Athens or Nashville?
Cant get to Greece this year? Want to visit the most perfect Doric temple ever built? Take a spin through Nashville to see a full scale replica of the Parthenon in the "Athens of the South"!
Next time you find yourself driving through Nashville in a hurry, and with only a few minutes to spare, a great place to visit is the Parthenon in Centennial Park. Unbeknownst to most, the Parthenon is a full-scale replica of the Parthenon in Athens in a very scenic park a few blocks off Broadway, 2 miles west of downtown. Centennial park has a lake, memorials and a band shell in a setting designed for a relaxing afternoon. But if you have a few minutes, especially during the week, you’ll find ample parking in Centennial Park and at the Parthenon.
The Parthenon was the centerpiece of the 1897 Tennessee Centennial and International Exposition.
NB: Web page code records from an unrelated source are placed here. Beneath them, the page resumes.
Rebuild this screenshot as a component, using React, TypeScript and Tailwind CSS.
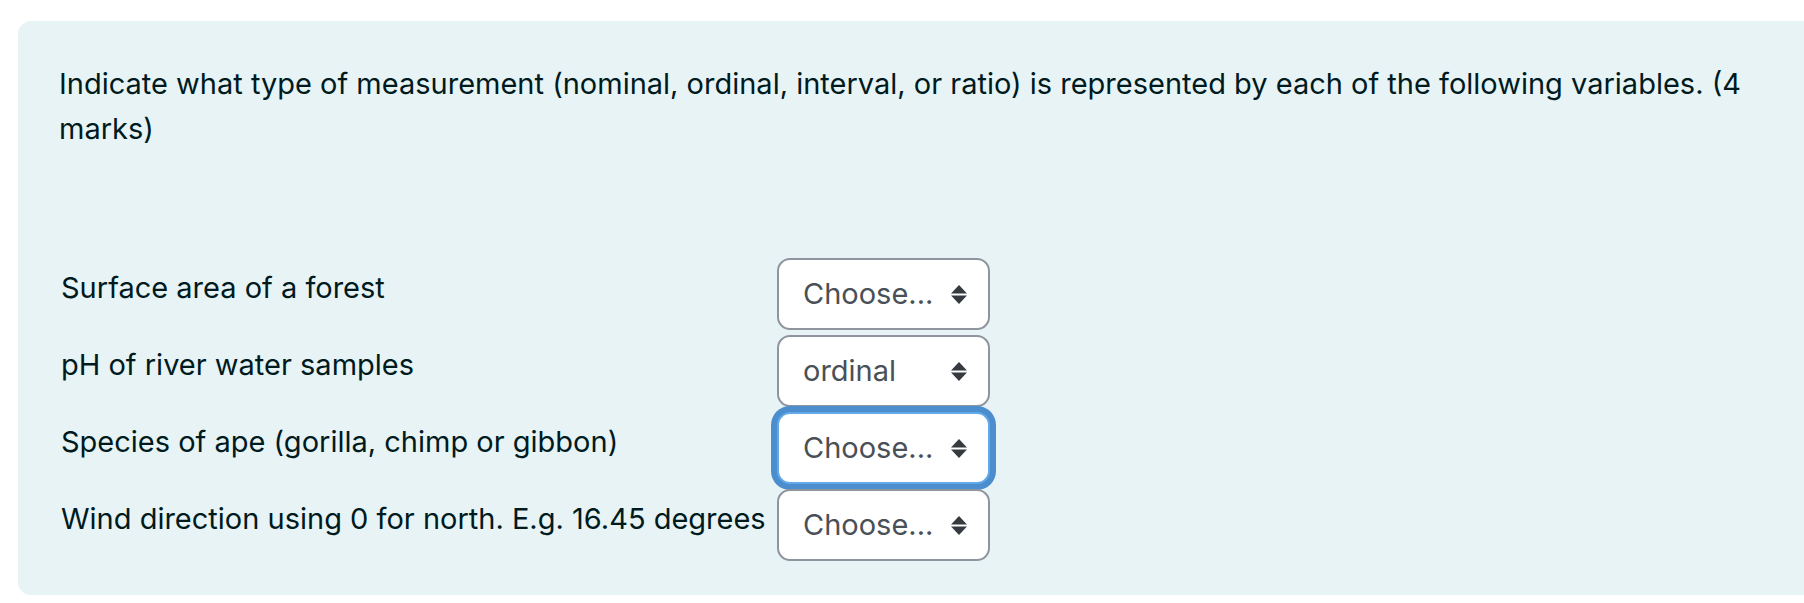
import React from "react";

const rows = [
  { label: "Surface area of a forest", value: "Choose...", focused: false },
  { label: "pH of river water samples", value: "ordinal", focused: false },
  { label: "Species of ape (gorilla, chimp or gibbon)", value: "Choose...", focused: true },
  { label: "Wind direction using 0 for north. E.g. 16.45 degrees", value: "Choose...", focused: false },
];

function UpDown() {
  return (
    <svg width="16" height="19" viewBox="0 0 16 19" className="shrink-0">
      <path d="M0 8.5 L8 0 L16 8.5 Z" fill="#343a40" />
      <path d="M0 10.5 L16 10.5 L8 19 Z" fill="#343a40" />
    </svg>
  );
}

function FakeSelect({ value, focused }: { value: string; focused: boolean }) {
  return (
    <div
      className={
        focused
          ? "flex h-[72px] w-[213px] items-center justify-between rounded-[13px] border-2 border-[#62a9ea] bg-white pl-[24px] pr-[21px] text-[#495057] ring-[6px] ring-[#4b8dcd]"
          : "flex h-[72px] w-[213px] items-center justify-between rounded-[13px] border-2 border-[#8f959e] bg-white pl-[24px] pr-[21px] text-[#495057]"
      }
    >
      <span>{value}</span>
      <UpDown />
    </div>
  );
}

export default function App() {
  return (
    <div className="min-h-screen bg-white pl-[18px] pt-[21px] font-['Inter','Liberation_Sans',sans-serif] text-[29px] leading-[44px]">
      <div className="h-[574px] rounded-l-[13px] bg-[#e7f3f5] pl-[41px] pt-10 text-[#001a1e]">
        <p className="max-w-[1720px] leading-[45px]">
          Indicate what type of measurement (nominal, ordinal, interval, or ratio) is represented by each of the following
          variables. (4 marks)
        </p>
        <div className="mt-[107px] grid w-fit grid-cols-[718px_auto] gap-y-[5px]">
          {rows.map((r) => (
            <React.Fragment key={r.label}>
              <div className="whitespace-nowrap pl-[2px] pt-[8px]">{r.label}</div>
              <FakeSelect value={r.value} focused={r.focused} />
            </React.Fragment>
          ))}
        </div>
      </div>
    </div>
  );
}
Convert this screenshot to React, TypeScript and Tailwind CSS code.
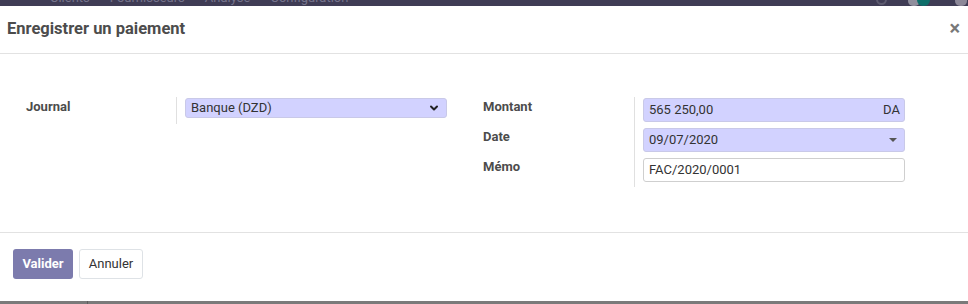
import { ChevronDown } from 'lucide-react'

const font = { fontFamily: 'Roboto, "Noto Sans", sans-serif' }

function FieldLabel({ children }: { children: string }) {
  return <div className="h-6 leading-[18px] text-[13px] font-bold text-[#4c4c4c]">{children}</div>
}

export default function App() {
  return (
    <div className="w-[968px] h-[304px] overflow-hidden bg-white flex flex-col" style={font}>
      {/* navbar behind the backdrop */}
      <div className="h-[6px] bg-[#3f3c55] overflow-hidden relative shrink-0">
        <div className="absolute left-[50px] -top-[10px] flex gap-[20px] text-[13px] leading-[15px] text-[#76748c]">
          <span>Clients</span>
          <span>Fournisseurs</span>
          <span>Analyse</span>
          <span>Configuration</span>
        </div>
        <div className="absolute left-[876px] -top-[6px] w-[11px] h-[11px] rounded-full border-2 border-[#5d5b70]" />
        <div className="absolute left-[908px] -top-[4px] w-[12px] h-[10px] rounded-full bg-[#8f8e9c]" />
        <div className="absolute left-[917px] -top-[6px] w-[13px] h-[12px] rounded-full bg-[#0d6e6a]" />
        <div className="absolute left-[955px] -top-[4px] w-[12px] h-[10px] rounded-full bg-[#8c8898]" />
      </div>

      <div className="flex-1 flex flex-col">
        {/* header */}
        <div className="h-[48px] border-b border-[#e2e2e2] flex items-center justify-between pl-[7px] pr-[8px] shrink-0">
          <h4 className="text-[16.5px] font-bold text-[#4c4c4c]">Enregistrer un paiement</h4>
          <span className="text-[20px] leading-none font-bold text-[#787878] -mt-[3px]">×</span>
        </div>

        {/* body */}
        <div className="h-[179px] border-b border-[#e2e2e2] pt-[44px] pl-[26px] flex shrink-0">
          <div className="w-[150px]">
            <div className="h-5 leading-[18px] text-[13px] font-bold text-[#4c4c4c]">Journal</div>
          </div>
          <div className="border-l border-[#e0e0e0] h-[27px] -mt-[1px] pl-2">
            <div className="mt-[1px] w-[262px] h-5 bg-[#d2d2ff] border border-[#c9c9e8] rounded-[3px] flex items-center justify-between pl-[5px] pr-[6px] text-[13px] text-[#333]">
              <span>Banque (DZD)</span>
              <ChevronDown size={12} strokeWidth={4} className="text-[#222]" />
            </div>
          </div>

          <div className="ml-[36px] w-[151px] flex flex-col gap-[6px]">
            <FieldLabel>Montant</FieldLabel>
            <FieldLabel>Date</FieldLabel>
            <FieldLabel>Mémo</FieldLabel>
          </div>
          <div className="border-l border-[#e0e0e0] h-[90px] -mt-[1px] pl-2 pt-[1px] flex flex-col gap-[6px]">
            <div className="w-[262px] h-6 bg-[#d2d2ff] border border-[#c9c9e8] rounded-[3px] flex items-center justify-between pl-[5px] pr-[4px] text-[13px] text-[#333]">
              <span>565 250,00</span>
              <span>DA</span>
            </div>
            <div className="w-[262px] h-6 bg-[#d2d2ff] border border-[#c9c9e8] rounded-[3px] flex items-center justify-between pl-[5px] pr-[7px] text-[13px] text-[#333]">
              <span>09/07/2020</span>
              <span className="w-0 h-0 border-l-[4px] border-r-[4px] border-t-[4px] border-l-transparent border-r-transparent border-t-[#555]" />
            </div>
            <div className="w-[262px] h-6 bg-white border border-[#cfcfcf] rounded-[3px] flex items-center pl-[5px] text-[13px] text-[#333]">
              FAC/2020/0001
            </div>
          </div>
        </div>

        {/* footer */}
        <div className="flex-1 flex items-start gap-[6px] pl-[13px] pt-[16px]">
          <button className="h-[30px] w-[60px] rounded-[3px] bg-[#7c7bad] text-white text-[13px] font-bold">Valider</button>
          <button className="h-[30px] w-[64px] rounded-[3px] bg-white border border-[#dee2e6] text-[#333] text-[13px]">Annuler</button>
        </div>
      </div>

      {/* page behind the backdrop */}
      <div className="h-[3px] bg-[#7a7a7a] flex shrink-0">
        <div className="w-[88px] border-r border-[#5e5e5e]" />
      </div>
    </div>
  )
}
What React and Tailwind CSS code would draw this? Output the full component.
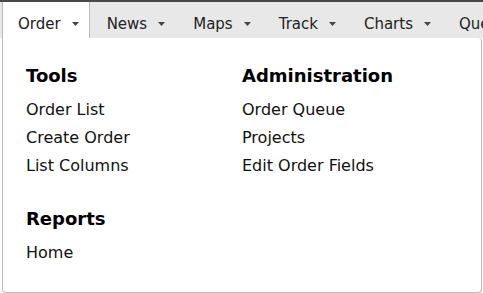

This interesting structure was developed in 1897 for the Tennessee Centennial and International Exposition. The area was landscaped, exhibits were built and the artificial Lake Watauga were created for the expo. Nashville's nickname, "Athens of the South", enabled the Parthenon to be the centerpiece of the 1897 Centennial Exposition. The lake, band shell and Parthenon represent the few remaining original architectural features from the Expo in the aptly Centennial Park.
Later, like the aftermath of many other World Fairs and Expos, temporary buildings made of plaster and other venues began to deteriorate over time. Most were removed not long after the fair was over. But the citizens of Nashville were fond of the Parthenon and chose to rebuild it with a permanent, concrete and steel structure in the 1920s. Periodic renovations occur to keep the Parthenon in great shape. Today, you can find sculpture and other art inside.
If have some time in Nashville, or should you find yourself traveling through Nashville with time only for a quick stop, do not miss this interesting architectural structure, an impressive survivor of the Tennessee Centennial and International Exposition of 1897.